*EXERCISE OBJECTIVE*
Pick every line from the data that holds the word "screenshot".

|---|

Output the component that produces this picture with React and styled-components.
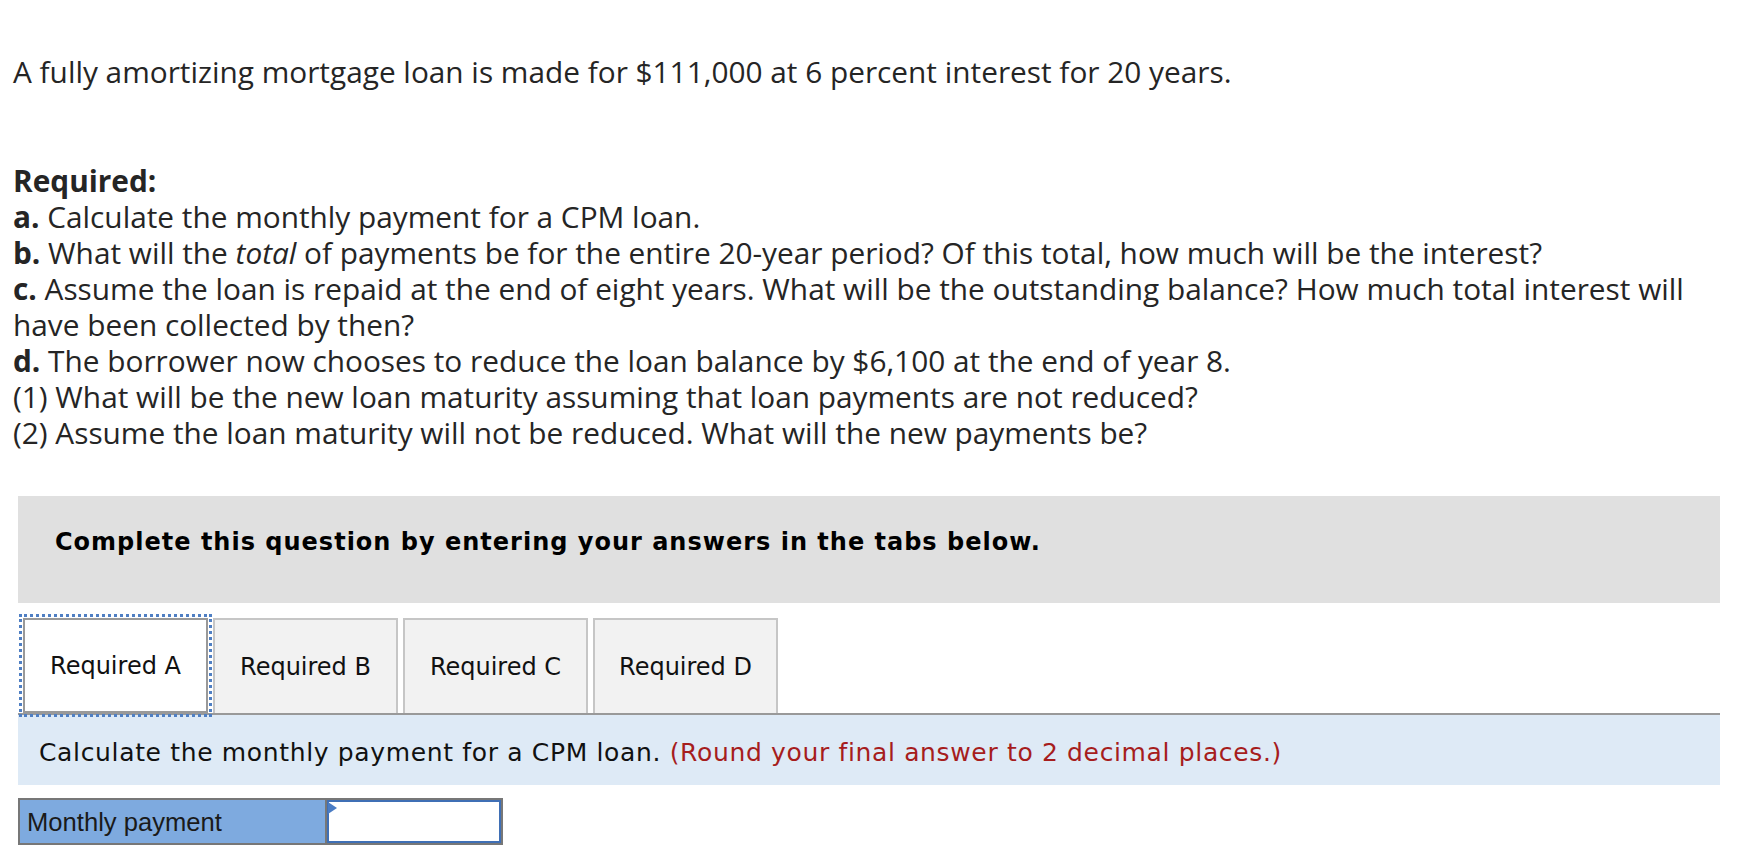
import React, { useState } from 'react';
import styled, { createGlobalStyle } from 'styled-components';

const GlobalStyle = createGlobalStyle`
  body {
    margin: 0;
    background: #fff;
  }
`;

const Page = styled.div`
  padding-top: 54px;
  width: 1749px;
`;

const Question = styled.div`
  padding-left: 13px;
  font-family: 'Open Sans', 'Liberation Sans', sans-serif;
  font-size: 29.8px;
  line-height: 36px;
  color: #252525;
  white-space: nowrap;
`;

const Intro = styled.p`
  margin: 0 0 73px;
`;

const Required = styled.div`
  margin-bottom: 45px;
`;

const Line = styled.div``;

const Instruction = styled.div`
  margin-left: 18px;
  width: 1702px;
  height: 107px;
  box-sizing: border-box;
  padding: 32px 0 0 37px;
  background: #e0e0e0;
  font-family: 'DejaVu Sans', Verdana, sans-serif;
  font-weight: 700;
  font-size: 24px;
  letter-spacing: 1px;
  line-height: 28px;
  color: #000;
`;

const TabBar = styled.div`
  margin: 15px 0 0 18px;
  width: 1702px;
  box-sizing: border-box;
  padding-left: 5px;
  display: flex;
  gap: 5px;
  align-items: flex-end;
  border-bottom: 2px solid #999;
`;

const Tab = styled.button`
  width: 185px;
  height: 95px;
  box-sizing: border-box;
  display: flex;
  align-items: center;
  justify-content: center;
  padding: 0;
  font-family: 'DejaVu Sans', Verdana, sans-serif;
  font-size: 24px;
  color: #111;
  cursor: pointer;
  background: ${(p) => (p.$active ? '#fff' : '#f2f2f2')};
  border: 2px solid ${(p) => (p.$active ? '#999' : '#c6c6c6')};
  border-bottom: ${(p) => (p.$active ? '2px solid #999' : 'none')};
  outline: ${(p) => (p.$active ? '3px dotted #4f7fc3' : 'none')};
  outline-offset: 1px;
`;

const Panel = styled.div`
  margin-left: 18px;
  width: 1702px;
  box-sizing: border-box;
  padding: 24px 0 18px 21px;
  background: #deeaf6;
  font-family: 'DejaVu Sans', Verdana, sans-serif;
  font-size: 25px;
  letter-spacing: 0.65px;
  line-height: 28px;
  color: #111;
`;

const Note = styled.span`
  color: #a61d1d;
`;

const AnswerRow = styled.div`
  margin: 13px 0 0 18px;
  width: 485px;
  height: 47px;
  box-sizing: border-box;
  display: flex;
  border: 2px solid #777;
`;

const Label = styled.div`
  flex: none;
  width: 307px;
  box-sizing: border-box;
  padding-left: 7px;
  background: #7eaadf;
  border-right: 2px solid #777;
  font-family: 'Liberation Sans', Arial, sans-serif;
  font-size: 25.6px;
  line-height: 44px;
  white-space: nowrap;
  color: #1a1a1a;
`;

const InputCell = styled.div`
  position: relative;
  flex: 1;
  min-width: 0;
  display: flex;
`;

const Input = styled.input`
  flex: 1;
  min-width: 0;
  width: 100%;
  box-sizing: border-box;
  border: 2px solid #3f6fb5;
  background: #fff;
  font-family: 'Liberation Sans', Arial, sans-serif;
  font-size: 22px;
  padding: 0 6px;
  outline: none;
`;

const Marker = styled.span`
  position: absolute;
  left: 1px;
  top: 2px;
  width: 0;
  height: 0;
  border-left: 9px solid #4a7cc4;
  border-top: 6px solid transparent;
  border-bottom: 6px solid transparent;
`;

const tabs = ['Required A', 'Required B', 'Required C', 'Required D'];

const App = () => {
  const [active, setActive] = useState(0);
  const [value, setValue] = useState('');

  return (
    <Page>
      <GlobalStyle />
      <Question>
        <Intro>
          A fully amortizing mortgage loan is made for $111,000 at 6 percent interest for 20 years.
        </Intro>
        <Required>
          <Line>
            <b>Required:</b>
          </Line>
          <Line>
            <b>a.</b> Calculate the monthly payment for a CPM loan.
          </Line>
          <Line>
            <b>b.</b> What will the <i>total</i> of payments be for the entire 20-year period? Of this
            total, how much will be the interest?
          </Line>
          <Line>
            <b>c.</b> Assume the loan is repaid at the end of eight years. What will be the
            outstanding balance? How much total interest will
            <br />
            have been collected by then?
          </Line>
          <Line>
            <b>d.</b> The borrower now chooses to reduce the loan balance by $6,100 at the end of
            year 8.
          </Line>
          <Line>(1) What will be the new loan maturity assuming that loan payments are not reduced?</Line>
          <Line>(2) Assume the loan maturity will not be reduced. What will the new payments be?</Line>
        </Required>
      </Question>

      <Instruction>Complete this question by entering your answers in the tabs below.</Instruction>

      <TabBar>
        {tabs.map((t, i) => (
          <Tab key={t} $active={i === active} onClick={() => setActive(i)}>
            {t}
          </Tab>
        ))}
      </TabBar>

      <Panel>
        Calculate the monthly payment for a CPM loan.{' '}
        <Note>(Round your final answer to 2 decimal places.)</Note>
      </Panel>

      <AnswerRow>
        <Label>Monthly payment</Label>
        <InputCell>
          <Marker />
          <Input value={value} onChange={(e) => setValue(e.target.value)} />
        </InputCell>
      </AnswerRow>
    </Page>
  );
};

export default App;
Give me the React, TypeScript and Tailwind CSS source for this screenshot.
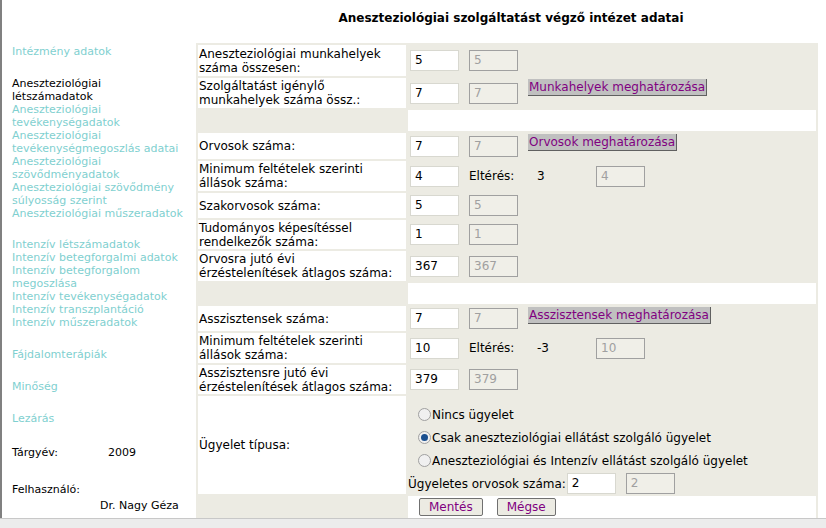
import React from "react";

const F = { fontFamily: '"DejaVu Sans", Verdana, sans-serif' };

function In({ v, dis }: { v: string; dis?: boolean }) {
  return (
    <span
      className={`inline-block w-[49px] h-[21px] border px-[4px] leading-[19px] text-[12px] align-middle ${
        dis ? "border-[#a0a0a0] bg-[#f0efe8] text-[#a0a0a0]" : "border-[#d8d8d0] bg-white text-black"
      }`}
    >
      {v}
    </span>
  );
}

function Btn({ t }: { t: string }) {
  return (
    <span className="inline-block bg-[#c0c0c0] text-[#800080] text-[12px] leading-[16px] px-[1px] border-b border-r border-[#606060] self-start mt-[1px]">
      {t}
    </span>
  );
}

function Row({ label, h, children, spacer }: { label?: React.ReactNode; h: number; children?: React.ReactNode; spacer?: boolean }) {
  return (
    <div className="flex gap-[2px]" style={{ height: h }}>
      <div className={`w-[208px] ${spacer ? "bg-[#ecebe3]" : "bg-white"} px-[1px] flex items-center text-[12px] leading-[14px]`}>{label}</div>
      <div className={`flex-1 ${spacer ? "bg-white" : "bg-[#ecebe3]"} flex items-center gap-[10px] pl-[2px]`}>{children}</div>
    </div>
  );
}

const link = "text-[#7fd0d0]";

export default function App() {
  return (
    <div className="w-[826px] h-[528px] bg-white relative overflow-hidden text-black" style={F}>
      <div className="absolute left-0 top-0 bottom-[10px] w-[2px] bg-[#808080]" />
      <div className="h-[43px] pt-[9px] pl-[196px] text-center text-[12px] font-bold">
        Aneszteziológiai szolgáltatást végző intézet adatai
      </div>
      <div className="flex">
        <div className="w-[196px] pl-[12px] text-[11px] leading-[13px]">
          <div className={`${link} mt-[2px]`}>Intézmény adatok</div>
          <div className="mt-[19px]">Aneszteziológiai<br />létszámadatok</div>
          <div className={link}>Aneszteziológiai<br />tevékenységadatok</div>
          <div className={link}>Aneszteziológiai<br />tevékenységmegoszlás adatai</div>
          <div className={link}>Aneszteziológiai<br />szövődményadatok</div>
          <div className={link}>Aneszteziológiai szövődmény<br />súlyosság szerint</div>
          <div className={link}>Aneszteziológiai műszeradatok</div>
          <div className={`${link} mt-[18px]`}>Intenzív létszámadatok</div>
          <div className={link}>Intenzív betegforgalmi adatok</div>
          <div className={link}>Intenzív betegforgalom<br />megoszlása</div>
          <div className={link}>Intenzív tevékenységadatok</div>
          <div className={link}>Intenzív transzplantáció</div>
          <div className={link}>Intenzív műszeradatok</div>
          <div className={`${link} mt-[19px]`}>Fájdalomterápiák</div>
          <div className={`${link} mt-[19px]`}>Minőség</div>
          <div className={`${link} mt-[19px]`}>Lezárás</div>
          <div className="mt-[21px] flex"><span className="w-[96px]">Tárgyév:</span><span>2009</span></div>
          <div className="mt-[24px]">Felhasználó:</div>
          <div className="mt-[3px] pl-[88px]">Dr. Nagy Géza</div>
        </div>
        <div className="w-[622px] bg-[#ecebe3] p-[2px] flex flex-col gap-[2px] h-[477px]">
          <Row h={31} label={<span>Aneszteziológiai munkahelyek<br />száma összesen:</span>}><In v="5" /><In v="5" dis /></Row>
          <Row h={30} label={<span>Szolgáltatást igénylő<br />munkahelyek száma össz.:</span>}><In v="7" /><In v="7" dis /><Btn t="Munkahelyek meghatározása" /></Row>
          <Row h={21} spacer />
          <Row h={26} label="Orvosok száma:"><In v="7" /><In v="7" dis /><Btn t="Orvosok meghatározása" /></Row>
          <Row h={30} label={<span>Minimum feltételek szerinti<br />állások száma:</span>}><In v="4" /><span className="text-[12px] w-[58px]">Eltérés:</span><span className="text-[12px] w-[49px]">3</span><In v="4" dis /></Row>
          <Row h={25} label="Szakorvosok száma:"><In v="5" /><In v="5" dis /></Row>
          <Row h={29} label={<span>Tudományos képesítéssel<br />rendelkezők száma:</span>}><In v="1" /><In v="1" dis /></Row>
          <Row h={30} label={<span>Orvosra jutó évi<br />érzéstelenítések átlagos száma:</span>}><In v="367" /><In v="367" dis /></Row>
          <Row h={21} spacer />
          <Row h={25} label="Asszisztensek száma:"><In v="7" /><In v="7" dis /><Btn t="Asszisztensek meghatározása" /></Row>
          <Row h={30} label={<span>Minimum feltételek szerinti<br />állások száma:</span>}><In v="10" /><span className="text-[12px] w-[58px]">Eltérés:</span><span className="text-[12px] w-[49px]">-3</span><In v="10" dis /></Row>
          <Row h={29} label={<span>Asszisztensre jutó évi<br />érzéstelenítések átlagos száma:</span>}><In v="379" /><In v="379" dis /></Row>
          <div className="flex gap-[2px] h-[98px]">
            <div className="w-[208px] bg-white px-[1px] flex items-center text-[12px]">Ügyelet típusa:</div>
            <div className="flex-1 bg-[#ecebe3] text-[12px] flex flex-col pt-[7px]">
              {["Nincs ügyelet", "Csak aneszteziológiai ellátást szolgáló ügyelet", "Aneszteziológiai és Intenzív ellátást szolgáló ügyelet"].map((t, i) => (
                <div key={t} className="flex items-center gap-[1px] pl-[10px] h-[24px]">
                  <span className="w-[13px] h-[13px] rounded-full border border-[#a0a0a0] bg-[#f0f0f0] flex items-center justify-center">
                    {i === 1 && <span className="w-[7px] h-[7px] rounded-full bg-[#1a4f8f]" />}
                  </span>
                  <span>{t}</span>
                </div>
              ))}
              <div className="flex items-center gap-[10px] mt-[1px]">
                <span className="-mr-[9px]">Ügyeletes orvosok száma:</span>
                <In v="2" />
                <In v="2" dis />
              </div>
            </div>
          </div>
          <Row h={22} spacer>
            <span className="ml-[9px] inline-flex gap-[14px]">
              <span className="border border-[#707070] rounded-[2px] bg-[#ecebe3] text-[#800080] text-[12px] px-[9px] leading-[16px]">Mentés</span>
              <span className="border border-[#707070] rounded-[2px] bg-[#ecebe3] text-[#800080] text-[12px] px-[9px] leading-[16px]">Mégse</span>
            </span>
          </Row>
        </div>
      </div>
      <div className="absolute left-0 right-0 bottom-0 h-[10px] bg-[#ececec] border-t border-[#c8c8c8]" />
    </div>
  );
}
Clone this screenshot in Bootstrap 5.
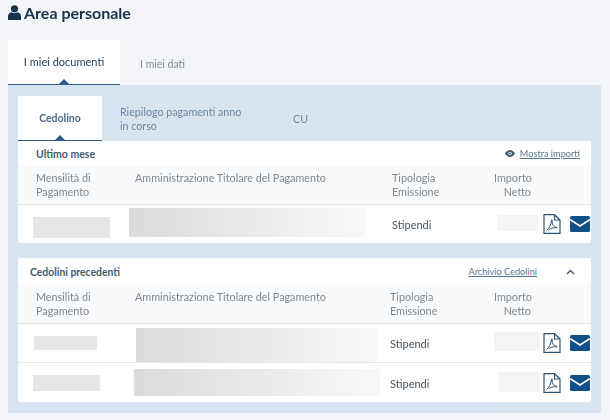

|---|

*EXERCISE SOLUTION*
Give me the React, TypeScript and Tailwind CSS source for this screenshot.
Clone this screenshot in Bootstrap 5.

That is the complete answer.